Sosok bertudung hitam. Prataya benar-benar berhadapan dengannya.
"Siapa kamu?" Prataya mulai kembali mampu memeluk suaranya, memeluk kekuatannya.
Orang itu membuka tudung dan melepaskan jubah. Sosok itu tersenyum kecil, seperti senyum yang selalu dia tampakkan pada Prataya—di rumahnya atau di klinik.
Napas Prataya tertahan sesaat. Dia tidak percaya orang di hadapannya benar-benar Asramani.
"Halo, Mas."
Suara datar itu menyihir. Prataya tidak bisa berpaling.
"Kamu ... Rama Agung?"
Asmarani berseragam perawat. Rambutnya dikuncir dan disampirkan ke depan. Dia terlihat bagai gadis manis yang tidak akan kuat menahan tusukan jarum suntik.

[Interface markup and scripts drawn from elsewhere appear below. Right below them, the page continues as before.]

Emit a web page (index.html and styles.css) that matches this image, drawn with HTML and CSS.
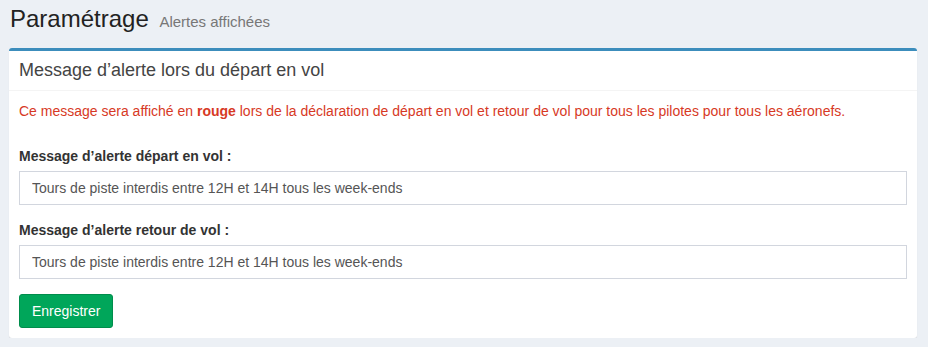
FILE: index.html
```html
<!DOCTYPE html>
<html lang="fr">
<head>
<meta charset="utf-8">
<title>Paramétrage</title>
<link rel="stylesheet" href="styles.css">
</head>
<body>
<section class="content-header">
  <h1>Paramétrage <small>Alertes affichées</small></h1>
</section>
<section class="content">
  <div class="box">
    <div class="box-header">
      <h3 class="box-title">Message d’alerte lors du départ en vol</h3>
    </div>
    <form class="box-body">
      <p class="text-red">Ce message sera affiché en <b>rouge</b> lors de la déclaration de départ en vol et retour de vol pour tous les pilotes pour tous les aéronefs.</p>
      <div class="form-group">
        <label class="label">Message d’alerte départ en vol :</label>
        <input class="form-control" type="text" value="Tours de piste interdis entre 12H et 14H tous les week-ends">
      </div>
      <div class="form-group">
        <label class="label">Message d’alerte retour de vol :</label>
        <input class="form-control" type="text" value="Tours de piste interdis entre 12H et 14H tous les week-ends">
      </div>
      <button class="btn" type="button">Enregistrer</button>
    </form>
  </div>
</section>
</body>
</html>
```
FILE: styles.css
```css
* { box-sizing: border-box; }
html, body { margin: 0; padding: 0; }
body {
  background: #ecf0f5;
  font-family: "Liberation Sans", Arial, sans-serif;
  font-size: 14px;
  line-height: 1.42857;
  color: #333;
}
.content-header {
  padding: 6px 10px 0 10px;
}
.content-header h1 {
  margin: 0;
  height: 26px;
  font-size: 24px;
  font-weight: 400;
  line-height: 26px;
  color: #222;
}
.content-header h1 small {
  font-size: 15px;
  line-height: 1;
  color: #777;
  padding-left: 4px;
  font-weight: 400;
}
.content {
  padding: 16px 11px 0 9px;
}
.box {
  background: #fff;
  border-top: 3px solid #3c8dbc;
  border-radius: 3px;
  box-shadow: 0 1px 1px rgba(0,0,0,0.1);
}
.box-header {
  padding: 10px;
  border-bottom: 1px solid #f4f4f4;
}
.box-title {
  margin: 0;
  font-size: 18px;
  font-weight: 400;
  line-height: 19px;
  color: #444;
}
.box-body {
  display: block;
  padding: 10px;
}
.text-red {
  margin: 0 0 25px 0;
  color: #d73925;
  font-size: 14px;
  line-height: 20px;
}
.text-red b { font-weight: 700; }
.form-group {
  margin-bottom: 15px;
}
.label {
  display: block;
  font-weight: 700;
  margin-bottom: 5px;
  font-size: 14px;
  line-height: 20px;
}
.form-control {
  display: block;
  width: 100%;
  height: 34px;
  padding: 6px 12px;
  font-family: inherit;
  font-size: 14px;
  color: #555;
  border: 1px solid #d2d6de;
  border-radius: 0;
  background: #fff;
  outline: none;
}
.btn {
  display: block;
  height: 34px;
  padding: 6px 12px;
  font-family: inherit;
  font-size: 14px;
  line-height: 20px;
  color: #fff;
  background: #00a65a;
  border: 1px solid #008d4c;
  border-radius: 3px;
}
```
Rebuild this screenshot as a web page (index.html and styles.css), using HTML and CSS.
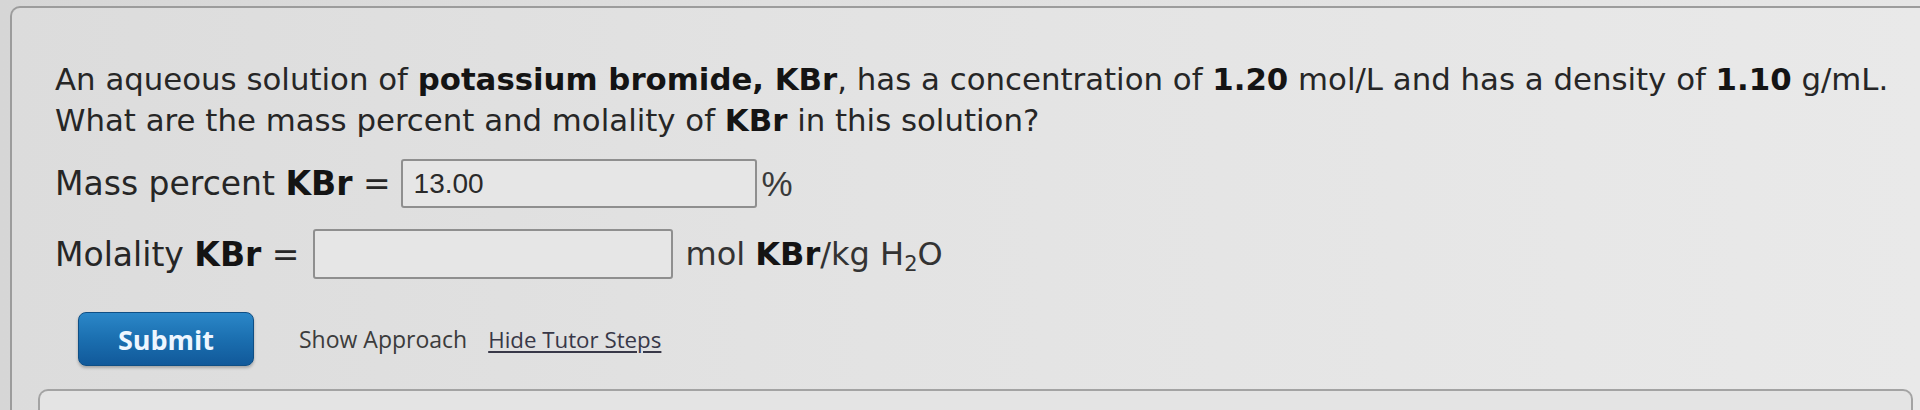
FILE: index.html
```html
<!DOCTYPE html>
<html lang="en">
<head>
<meta charset="utf-8">
<title>KBr solution</title>
<link rel="stylesheet" href="styles.css">
</head>
<body>
<div class="card">
  <div class="content">
    <p class="question">An aqueous solution of <b>potassium bromide, KBr</b>, has a concentration of <b>1.20</b> mol/L and has a density of <b>1.10</b> g/mL.<br>What are the mass percent and molality of <b>KBr</b> in this solution?</p>
    <div class="row row-mass">
      <span class="label">Mass percent <b>KBr</b> =</span>
      <input class="answer answer-mass" type="text" value="13.00" readonly>
      <span class="unit-pct">%</span>
    </div>
    <div class="row row-molal">
      <span class="label">Molality <b>KBr</b> =</span>
      <input class="answer answer-molal" type="text" value="" readonly>
      <span class="unit">mol <b>KBr</b>/kg H<sub>2</sub>O</span>
    </div>
    <div class="actions">
      <button class="submit" type="button">Submit</button>
      <span class="link plain">Show Approach</span>
      <span class="link under">Hide Tutor Steps</span>
    </div>
  </div>
  <div class="next-box"></div>
</div>
</body>
</html>
```

FILE: styles.css
```css
html, body {
  margin: 0;
  padding: 0;
}
body {
  width: 1920px;
  height: 410px;
  overflow: hidden;
  background: linear-gradient(90deg, #d6d6d6 0%, #dfdfdf 40%, #e6e6e6 100%);
  font-family: "DejaVu Sans", Verdana, sans-serif;
  color: #262626;
}
.card {
  margin: 6px 0 0 10px;
  border: 2px solid #9c9c9c;
  border-right: none;
  border-bottom: none;
  border-radius: 10px 0 0 0;
  background: linear-gradient(90deg, #dcdcdc 0%, #e3e3e3 45%, #e9e9e9 100%);
  padding: 51px 0 0 26px;
  height: 404px;
  box-sizing: border-box;
  overflow: hidden;
}
.content {
  padding-left: 17px;
}
.question {
  margin: 0;
  font-size: 30.8px;
  line-height: 41px;
}
.question b, .label b, .unit b {
  color: #141414;
}
.row {
  display: flex;
  align-items: center;
  font-size: 33px;
}
.row-mass {
  margin-top: 18px;
}
.row-molal {
  margin-top: 21px;
}
.label {
  white-space: nowrap;
}
.answer {
  box-sizing: border-box;
  border: 2px solid #8f8f8f;
  border-radius: 3px;
  background: #e6e6e6;
  font-family: "Liberation Sans", Arial, sans-serif;
  font-size: 28px;
  color: #2a2a2a;
  padding: 0 0 0 11px;
  outline: none;
}
.answer-mass {
  width: 356px;
  height: 49px;
  margin-left: 10px;
}
.answer-molal {
  width: 360px;
  height: 50px;
  margin-left: 13px;
}
.unit-pct {
  font-family: "Liberation Sans", Arial, sans-serif;
  font-size: 35px;
  margin-left: 5px;
  color: #3a3a3a;
}
.unit {
  font-size: 32px;
  margin-left: 13px;
  color: #333;
}
.unit sub {
  font-size: 21px;
  vertical-align: -6px;
  line-height: 0;
}
.actions {
  display: flex;
  align-items: center;
  margin-top: 33px;
  padding-left: 23px;
}
.submit {
  width: 176px;
  height: 54px;
  border: 1px solid #0f4f85;
  border-radius: 8px;
  background: linear-gradient(180deg, #2b87c8 0%, #1b6fb0 50%, #11599a 100%);
  box-shadow: 0 2px 3px rgba(0, 0, 0, 0.25);
  color: #eef6ff;
  font-family: "Open Sans", sans-serif;
  font-weight: 700;
  font-size: 27px;
  padding: 0;
}
.link {
  font-family: "Open Sans", sans-serif;
  font-size: 23px;
  color: #3c3c3c;
}
.plain {
  margin-left: 45px;
}
.under {
  margin-left: 21px;
  font-size: 22.3px;
  color: #383848;
  text-decoration: underline;
  text-underline-offset: 3px;
}
.next-box {
  margin: 23px 7px 0 0;
  height: 19px;
  border: 2px solid #a3a3a3;
  border-bottom: none;
  border-radius: 10px 10px 0 0;
  background: #e4e4e4;
}
```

Namun, apa yang terlihat memanglah bukan segalanya.
Sorot mata itu kini terlihat bengis dan kuat. Setelah sekian waktu selalu tampak kosong.
"Saya penyelamat."
Prataya refleks menarik tangannya. Dia tidak tahan berada di bawah kungkungan seorang berengsek yang seenaknya mempermainkan nyawa manusia.
"Kamu pembunuh. Itu seharusnya julukan yang tepat buat kamu," kata Prataya penuh tekanan.
"Tapi, semua orang senang, kan? Pesona Rama Agung begitu indah. Sang penyelamat dari penderitaan."
Asmarani tersenyum. Lebar. Sangat lebar. Dia tidak pernah tersenyum selebar ini selama bersama dengan Prataya.
"Apa tujuanmu memulai ini? Siapa korban pertamamu?"